Zimmermann: „Das ist auch historisch bedingt: Henry Dunant und seine Mitstreiter haben das IKRK schon 1863, vier Jahre nach der Schlacht von Solferino, gegründet, um dem Elend der Verwundeten zu begegnen. Das waren damals noch 99,9 Prozent Soldaten. Aber schon die Erfahrungen im Ersten Weltkrieg haben gezeigt, dass das nicht reicht.“
2011 soll größere Euskirchener Gruppe teilnehmen
Während alles sich auf den Krieg konzentriert habe, starben um die Zeit weltweit 20 Millionen Menschen an der Spanischen Grippe, so Zimmermann: „Es gab also noch andere Aufgaben genug außer dem Krieg.
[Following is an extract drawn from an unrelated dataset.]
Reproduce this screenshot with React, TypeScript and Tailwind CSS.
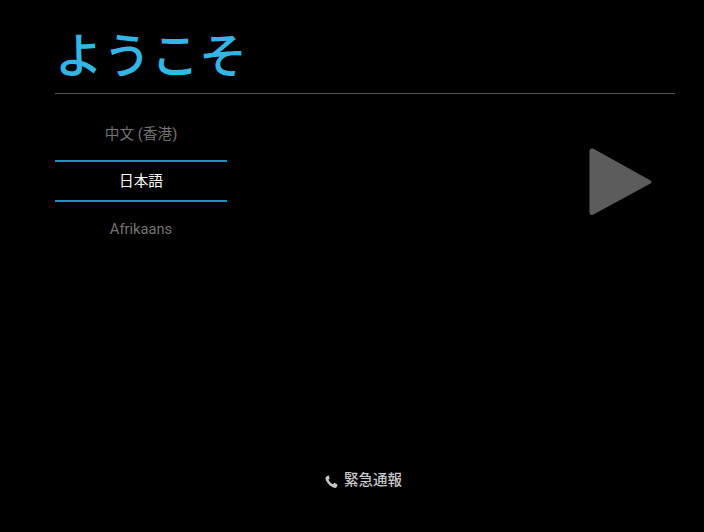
export default function App() {
  const jp = { fontFamily: 'Roboto, "Noto Sans CJK JP", sans-serif' };
  return (
    <main className="w-[704px] h-[532px] bg-black flex flex-col overflow-hidden" style={jp}>
      <div className="ml-[55px] mr-[29px] mt-[28px] h-[66px] border-b border-[#555555]">
        <h1 className="text-[48px] leading-[58px] font-medium text-[#33b5e5] whitespace-nowrap">ようこそ</h1>
      </div>

      <div className="flex-1 flex justify-between pl-[55px] pr-[51px]">
        <ul className="w-[172px] mt-[17px] text-[14.7px]">
          <li className="h-[51px] pb-[3px] flex items-center justify-center text-[#747474] border-b-2 border-[#1a94c0]">中文 (香港)</li>
          <li className="h-[40px] flex items-center justify-center text-white border-b-2 border-[#1a94c0]">日本語</li>
          <li className="h-[54px] flex items-center justify-center text-[#747474]">Afrikaans</li>
        </ul>

        <svg width="64" height="68" viewBox="0 0 64 68" className="mt-[54px]">
          <path
            d="M3 0.5 Q0.5 0.5 0.5 3.5 V64.5 Q0.5 67.5 3.5 67 L61.5 35.5 Q63.5 34 61.5 32.5 L4.5 0.8 Q3.8 0.5 3 0.5 Z"
            fill="#5c5c5c"
          />
        </svg>
      </div>

      <div className="h-[30px] mb-[36px] flex items-center justify-center gap-[5px] pl-[22px] text-[14.5px] font-medium text-[#c8c8c8]">
        <svg width="15" height="15" viewBox="0 0 24 24" fill="#c8c8c8">
          <path d="M6.6 2.5 3.4 4.2C2.3 5 2 6.5 2.6 8.2c1 3 2.9 6 5.3 8.4 2.6 2.6 5.6 4.6 8.3 5.4 1.6.5 3 .2 3.8-.9l1.5-2.7c.3-.6.1-1.2-.4-1.6l-3.6-2.4c-.6-.4-1.2-.3-1.7.2l-1.4 1.6c-1.6-.6-3.2-1.8-4.6-3.2-1.3-1.3-2.3-2.8-2.9-4.2L8.6 8.4c.5-.5.6-1.1.3-1.7L7.9 3c-.2-.5-.8-.8-1.3-.5Z" />
        </svg>
        <span>緊急通報</span>
      </div>
    </main>
  );
}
Dafür hat man dann im Jahr 1919 die Föderation gegründet!“ Man habe es also weltweit mit zwei Rotkreuz-Organisationen, aber nur einer Rotkreuz-Bewegung zu tun. Rolf Zimmermann: „Es hat gut getan, das an den wesentlichen Schauplätzen unserer fantastischen Bewegung noch einmal ganz bewusst zu machen.“
Im kommenden Jahr ist die Reise einer größeren Euskirchener Rotkreuz- und Jugendrotkreuz-Gruppe geplant, die an den Feierlichkeiten in Solferino teilnimmt und die großen Rotkreuz-Zentralen in Genf besucht. Stippvisiten sollen dabei, wie diesmal auch, zu den Rotkreuz-Museen in Castiglione und Genf unternommen werden.